### Aim of the task
Your task is to filter the data below down to the lines holding "Output".

### Input rows
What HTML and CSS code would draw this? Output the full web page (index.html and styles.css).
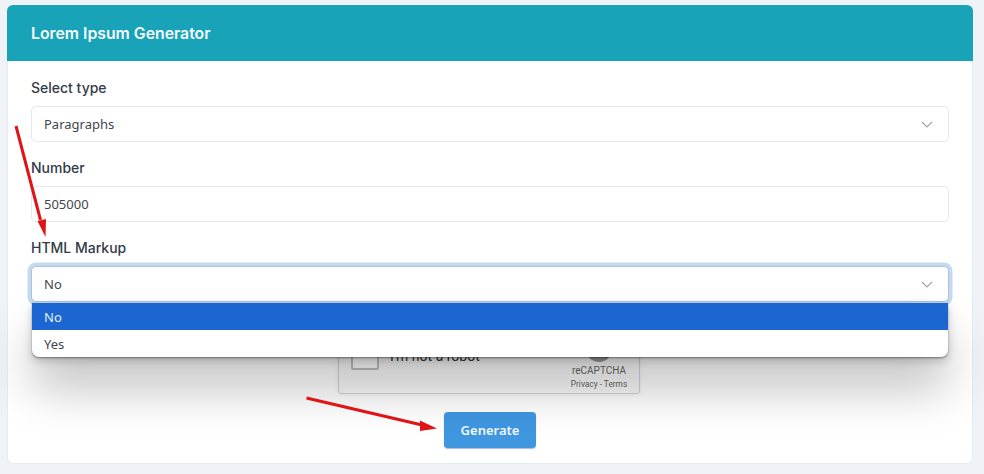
FILE: index.html
```html
<!DOCTYPE html>
<html lang="en">
<head>
<meta charset="utf-8">
<title>Lorem Ipsum Generator</title>
<link rel="stylesheet" href="styles.css">
</head>
<body>
<main class="card">
  <header class="card-header"><h1 class="card-title">Lorem Ipsum Generator</h1></header>
  <form class="card-body">
    <div class="field">
      <div class="label">Select type</div>
      <div class="control">Paragraphs
        <svg class="chevron" viewBox="0 0 12 7" width="12" height="7"><path d="M1 1l5 5 5-5" fill="none" stroke="#a0a5ab" stroke-width="1.2"/></svg>
      </div>
    </div>
    <div class="field">
      <div class="label">Number</div>
      <div class="control">505000</div>
    </div>
    <div class="field field-open">
      <div class="label">HTML Markup</div>
      <div class="control control-focus">No
        <svg class="chevron" viewBox="0 0 12 7" width="12" height="7"><path d="M1 1l5 5 5-5" fill="none" stroke="#a0a5ab" stroke-width="1.2"/></svg>
      </div>
      <ul class="menu">
        <li class="option option-active">No</li>
        <li class="option">Yes</li>
      </ul>
    </div>
    <div class="captcha">
      <span class="captcha-box"></span>
      <span class="captcha-text">I'm not a robot</span>
      <div class="captcha-brand">
        <span class="captcha-logo"></span>
        <span class="captcha-name">reCAPTCHA</span>
        <span class="captcha-links">Privacy - Terms</span>
      </div>
    </div>
    <div class="actions"><button class="btn" type="button">Generate</button></div>
  </form>
</main>
<svg class="annotations" width="984" height="474" viewBox="0 0 984 474">
  <path d="M16 126L40.500 220" stroke="#e01414" stroke-width="3" fill="none"/>
  <path d="M45.500 237L37.500 221L46 219Z" fill="#e01414"/>
  <path d="M306.500 398L422 425" stroke="#e01414" stroke-width="3" fill="none"/>
  <path d="M437 428.500L420 420.500L420 431Z" fill="#e01414"/>
</svg>
</body>
</html>
```
FILE: styles.css
```css
* { box-sizing: border-box; }
html, body { height: 100%; }
body {
  margin: 0;
  padding: 5px 11px 10px 7px;
  background: #eff3f8;
  font-family: "Inter", "Liberation Sans", sans-serif;
  color: #2b3340;
  overflow: hidden;
  position: relative;
}
.card {
  background: #fff;
  border-radius: 6px;
  border: 1px solid #e6ebf1;
  border-top: 0;
  height: 459px;
  display: flex;
  flex-direction: column;
}
.card-header {
  height: 56px;
  background: #19a3b8;
  border-radius: 6px 6px 0 0;
  margin: 0 -1px;
  padding: 2px 24px 0;
  display: flex;
  align-items: center;
}
.card-title {
  margin: 0;
  font-size: 15.800px;
  line-height: 20px;
  font-weight: 600;
  color: #f4fbfc;
}
.card-body {
  padding: 17px 23px 0;
  display: flex;
  flex-direction: column;
  gap: 16px;
}
.field { position: relative; }
.label {
  font-size: 14px;
  line-height: 20px;
  font-weight: 450;
  margin-bottom: 8px;
  color: #333b49;
}
.control {
  height: 36px;
  border: 1px solid #e5e8ec;
  border-radius: 5px;
  background: #fff;
  padding: 0 12px;
  font-family: "Noto Sans", "Liberation Sans", sans-serif;
  font-size: 13px;
  line-height: 34px;
  color: #3f464e;
  position: relative;
}
.control-focus {
  border-color: #a7c4e4;
  box-shadow: 0 0 0 3.500px #c6d9ed;
}
.chevron {
  position: absolute;
  right: 15px;
  top: 14px;
}
.menu {
  position: absolute;
  left: 1px;
  right: 1px;
  top: 65px;
  margin: 0;
  padding: 0;
  list-style: none;
  background: #fff;
  border-radius: 0 0 7px 7px;
  overflow: hidden;
  z-index: 2;
  box-shadow: 0 1px 2px rgba(0,0,0,.4), 0 4px 10px rgba(0,0,0,.2), 0 32px 48px rgba(0,0,0,.24);
}
.field-open { z-index: 2; }
.option {
  height: 27px;
  line-height: 27px;
  padding: 1px 12px 0;
  font-family: "Noto Sans", "Liberation Sans", sans-serif;
  font-size: 13px;
  color: #3f464e;
}
.option-active {
  background: #1b66d0;
  color: #e9f1fb;
}
.captcha {
  width: 302px;
  height: 78px;
  margin: -2px 0 0 307px;
  background: #f9f9f9;
  border: 1px solid #d3d3d3;
  border-radius: 3px;
  box-shadow: 0 0 4px rgba(0,0,0,.08);
  display: flex;
  align-items: center;
  padding: 0 11px 0 12px;
  font-family: "Roboto", "Liberation Sans", sans-serif;
  color: #555;
}
.captcha-box {
  width: 28px;
  height: 28px;
  background: #fff;
  border: 2px solid #c1c1c1;
  border-radius: 2px;
  margin-top: 2px;
}
.captcha-text {
  margin: 2px 0 0 11px;
  font-size: 14px;
  color: #333;
  flex: 1;
}
.captcha-brand {
  display: flex;
  flex-direction: column;
  align-items: center;
  width: 58px;
  margin-top: 16px;
}
.captcha-logo {
  width: 26px;
  height: 26px;
  border-radius: 50%;
  background: #9a9a9a;
  margin-bottom: 2px;
}
.captcha-name {
  font-size: 10px;
  line-height: 14px;
  color: #666;
}
.captcha-links {
  font-size: 8.300px;
  line-height: 12px;
  color: #666;
  white-space: nowrap;
}
.actions {
  display: flex;
  justify-content: center;
  margin-top: 2px;
}
.btn {
  width: 92px;
  height: 36px;
  border: 0;
  border-radius: 4px;
  background: #3f97e0;
  color: #f2f8fd;
  font-family: "Noto Sans", "Liberation Sans", sans-serif;
  font-size: 13px;
  font-weight: 600;
  box-shadow: 0 1px 1px rgba(30,90,150,.4);
}
.annotations {
  position: absolute;
  left: 0;
  top: 0;
  z-index: 5;
  pointer-events: none;
}
```
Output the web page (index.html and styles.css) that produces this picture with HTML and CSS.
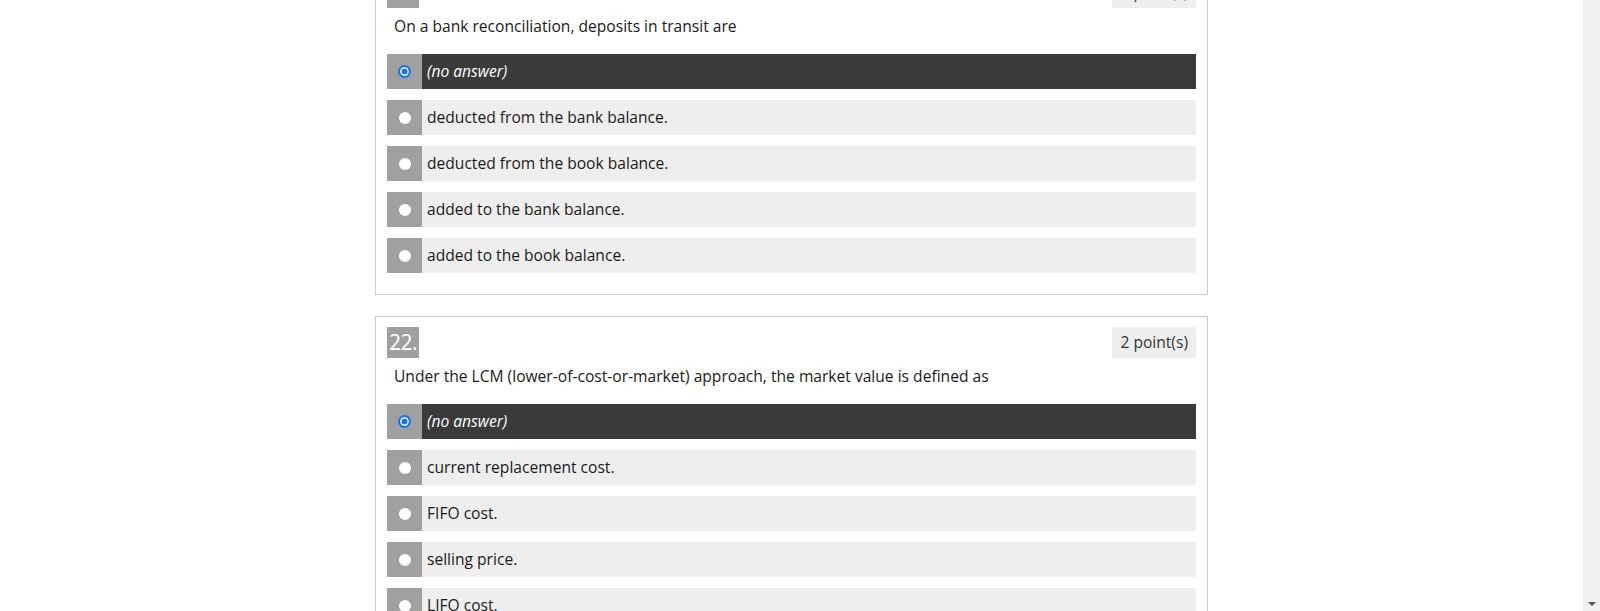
FILE: index.html
```html
<!DOCTYPE html>
<html>
<head>
<meta charset="utf-8">
<link rel="stylesheet" href="styles.css">
</head>
<body>
<div class="page">
  <div class="main">
    <div class="quiz">
      <div class="card">
        <div class="card-head">
          <span class="qnum">21.</span>
          <span class="points">2 point(s)</span>
        </div>
        <p class="question">On a bank reconciliation, deposits in transit are</p>
        <div class="opt selected"><span class="rcell"><span class="radio on"></span></span><span class="label">(no answer)</span></div>
        <div class="opt"><span class="rcell"><span class="radio"></span></span><span class="label">deducted from the bank balance.</span></div>
        <div class="opt"><span class="rcell"><span class="radio"></span></span><span class="label">deducted from the book balance.</span></div>
        <div class="opt"><span class="rcell"><span class="radio"></span></span><span class="label">added to the bank balance.</span></div>
        <div class="opt"><span class="rcell"><span class="radio"></span></span><span class="label">added to the book balance.</span></div>
      </div>
      <div class="card">
        <div class="card-head">
          <span class="qnum">22.</span>
          <span class="points">2 point(s)</span>
        </div>
        <p class="question">Under the LCM (lower-of-cost-or-market) approach, the market value is defined as</p>
        <div class="opt selected"><span class="rcell"><span class="radio on"></span></span><span class="label">(no answer)</span></div>
        <div class="opt"><span class="rcell"><span class="radio"></span></span><span class="label">current replacement cost.</span></div>
        <div class="opt"><span class="rcell"><span class="radio"></span></span><span class="label">FIFO cost.</span></div>
        <div class="opt"><span class="rcell"><span class="radio"></span></span><span class="label">selling price.</span></div>
        <div class="opt"><span class="rcell"><span class="radio"></span></span><span class="label">LIFO cost.</span></div>
      </div>
    </div>
  </div>
  <div class="scrollbar">
    <span class="arrow"></span>
  </div>
</div>
</body>
</html>
```

FILE: styles.css
```css
html, body {
  margin: 0;
  padding: 0;
  height: 611px;
  overflow: hidden;
  background: #ffffff;
  font-family: "Open Sans", "Noto Sans", sans-serif;
  color: #1a1a1a;
}

.page {
  display: flex;
  height: 611px;
}

.main {
  flex: 1;
  overflow: hidden;
}

.quiz {
  width: 833px;
  margin: -34px auto 0;
  display: flex;
  flex-direction: column;
  gap: 21px;
}

.card {
  border: 1px solid #cccccc;
  padding: 10px 11px 10px 11px;
  background: #ffffff;
}

.card-head {
  display: flex;
  justify-content: space-between;
  align-items: flex-start;
  height: 31px;
}

.qnum {
  height: 31px;
  line-height: 31px;
  padding: 0 2px;
  min-width: 27px;
  background: #a0a0a0;
  color: #ffffff;
  font-size: 21px;
  letter-spacing: -0.5px;
}

.points {
  height: 31px;
  line-height: 31px;
  padding: 0 8px;
  background: #eeeeee;
  color: #333333;
  font-size: 15.6px;
}

.question {
  margin: 7px 0 17px;
  padding-left: 7px;
  line-height: 22px;
  font-size: 15.6px;
  color: #1a1a1a;
}

.opt {
  display: flex;
  height: 35px;
  margin-bottom: 11px;
  background: #eeeeee;
}

.opt.selected {
  background: #3a3a3a;
}

.rcell {
  width: 35px;
  flex: none;
  background: #a0a0a0;
  display: flex;
  align-items: center;
  justify-content: center;
}

.radio {
  width: 12px;
  height: 12px;
  border-radius: 50%;
  background: #ffffff;
  box-sizing: border-box;
}

.radio.on {
  width: 13px;
  height: 13px;
  border: 2px solid #1a73e8;
  background: #1a73e8;
  box-shadow: inset 0 0 0 1.5px #ffffff;
}

.label {
  display: flex;
  align-items: center;
  padding-left: 5px;
  padding-bottom: 2px;
  font-size: 15.6px;
  color: #1a1a1a;
}

.opt.selected .label {
  color: #ffffff;
  font-style: italic;
}

.scrollbar {
  width: 17px;
  flex: none;
  background: #f0f0f0;
  display: flex;
  flex-direction: column;
  justify-content: flex-end;
  align-items: center;
}

.arrow {
  width: 0;
  height: 0;
  border-left: 4px solid transparent;
  border-right: 4px solid transparent;
  border-top: 4px solid #505050;
  margin-bottom: 5px;
}
```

### Written answer
What HTML and CSS code would draw this? Output the full web page (index.html and styles.css).
Output the web page (index.html and styles.css) that produces this picture with HTML and CSS.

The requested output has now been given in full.